_WORK TO DO_
Search the records for "React" and copy each line that holds it.

_SUPPLIED RECORDS_
***
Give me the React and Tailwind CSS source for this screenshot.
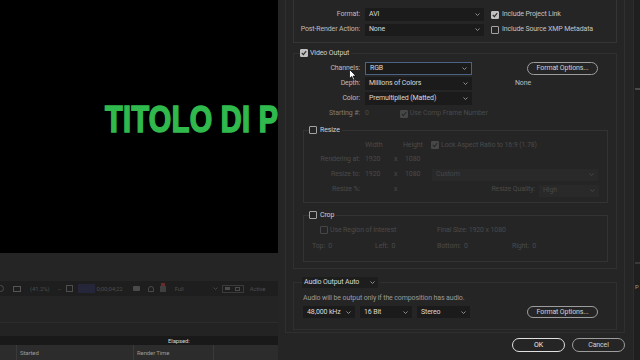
***
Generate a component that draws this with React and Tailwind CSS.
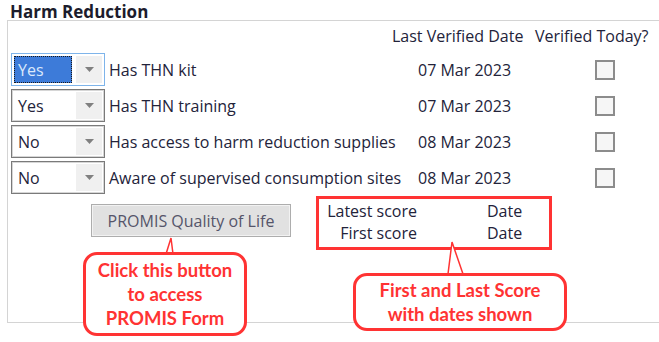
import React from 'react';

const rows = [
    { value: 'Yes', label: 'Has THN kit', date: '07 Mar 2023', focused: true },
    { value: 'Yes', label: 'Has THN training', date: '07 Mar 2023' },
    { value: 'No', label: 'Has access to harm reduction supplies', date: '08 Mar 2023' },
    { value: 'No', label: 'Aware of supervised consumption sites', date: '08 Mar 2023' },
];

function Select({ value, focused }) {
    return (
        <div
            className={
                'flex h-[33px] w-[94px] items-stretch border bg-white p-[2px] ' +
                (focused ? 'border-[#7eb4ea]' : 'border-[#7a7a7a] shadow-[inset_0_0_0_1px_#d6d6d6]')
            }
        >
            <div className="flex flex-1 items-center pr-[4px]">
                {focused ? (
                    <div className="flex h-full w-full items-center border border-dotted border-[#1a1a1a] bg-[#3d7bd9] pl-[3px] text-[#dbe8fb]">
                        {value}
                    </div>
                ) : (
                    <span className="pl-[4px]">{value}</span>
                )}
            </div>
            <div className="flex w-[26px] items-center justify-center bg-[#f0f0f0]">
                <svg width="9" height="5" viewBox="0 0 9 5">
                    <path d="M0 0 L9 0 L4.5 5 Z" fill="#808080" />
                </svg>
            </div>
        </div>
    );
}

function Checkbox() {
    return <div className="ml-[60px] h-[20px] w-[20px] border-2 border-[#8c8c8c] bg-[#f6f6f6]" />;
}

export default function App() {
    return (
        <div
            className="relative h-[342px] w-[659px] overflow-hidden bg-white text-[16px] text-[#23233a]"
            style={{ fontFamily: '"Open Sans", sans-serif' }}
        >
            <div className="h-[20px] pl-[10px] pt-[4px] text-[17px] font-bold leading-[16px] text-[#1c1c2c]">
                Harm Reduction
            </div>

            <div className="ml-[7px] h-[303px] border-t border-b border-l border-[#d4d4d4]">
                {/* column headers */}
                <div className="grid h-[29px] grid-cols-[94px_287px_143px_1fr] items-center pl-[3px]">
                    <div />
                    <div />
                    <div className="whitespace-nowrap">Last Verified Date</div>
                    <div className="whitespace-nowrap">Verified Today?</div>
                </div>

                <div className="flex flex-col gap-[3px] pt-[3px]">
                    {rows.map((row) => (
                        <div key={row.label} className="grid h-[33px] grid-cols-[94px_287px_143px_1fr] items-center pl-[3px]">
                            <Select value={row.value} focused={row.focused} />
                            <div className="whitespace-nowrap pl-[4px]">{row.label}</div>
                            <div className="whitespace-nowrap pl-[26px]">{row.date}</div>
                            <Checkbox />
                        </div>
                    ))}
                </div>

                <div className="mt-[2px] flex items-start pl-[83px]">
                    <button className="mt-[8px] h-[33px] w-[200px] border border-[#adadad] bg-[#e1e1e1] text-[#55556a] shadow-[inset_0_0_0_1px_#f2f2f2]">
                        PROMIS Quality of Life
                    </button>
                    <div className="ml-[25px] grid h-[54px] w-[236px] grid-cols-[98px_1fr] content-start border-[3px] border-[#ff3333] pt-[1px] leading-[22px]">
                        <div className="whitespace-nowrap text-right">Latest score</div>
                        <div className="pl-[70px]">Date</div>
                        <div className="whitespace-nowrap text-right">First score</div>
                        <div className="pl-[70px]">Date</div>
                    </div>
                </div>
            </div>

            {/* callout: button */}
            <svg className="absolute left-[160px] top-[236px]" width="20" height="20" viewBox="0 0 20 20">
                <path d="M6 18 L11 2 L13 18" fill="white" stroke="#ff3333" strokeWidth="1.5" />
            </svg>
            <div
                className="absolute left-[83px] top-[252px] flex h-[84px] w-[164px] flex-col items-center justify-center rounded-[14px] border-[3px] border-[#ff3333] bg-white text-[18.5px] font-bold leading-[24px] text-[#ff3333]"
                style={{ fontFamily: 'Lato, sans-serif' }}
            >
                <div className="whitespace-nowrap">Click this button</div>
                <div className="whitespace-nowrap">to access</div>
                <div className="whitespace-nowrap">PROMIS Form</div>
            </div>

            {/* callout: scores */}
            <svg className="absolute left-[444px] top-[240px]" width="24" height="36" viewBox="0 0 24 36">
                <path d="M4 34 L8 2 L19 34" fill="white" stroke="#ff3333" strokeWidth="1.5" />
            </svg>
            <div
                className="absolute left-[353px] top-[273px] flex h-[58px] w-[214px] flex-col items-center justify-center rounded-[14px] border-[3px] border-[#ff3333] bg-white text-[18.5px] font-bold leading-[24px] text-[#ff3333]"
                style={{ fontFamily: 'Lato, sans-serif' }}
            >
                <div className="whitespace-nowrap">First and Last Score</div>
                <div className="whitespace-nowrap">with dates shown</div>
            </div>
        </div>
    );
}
***
_SOLVED PROBLEM_
Give me the React and Tailwind CSS source for this screenshot.
Generate a component that draws this with React and Tailwind CSS.
import React from 'react';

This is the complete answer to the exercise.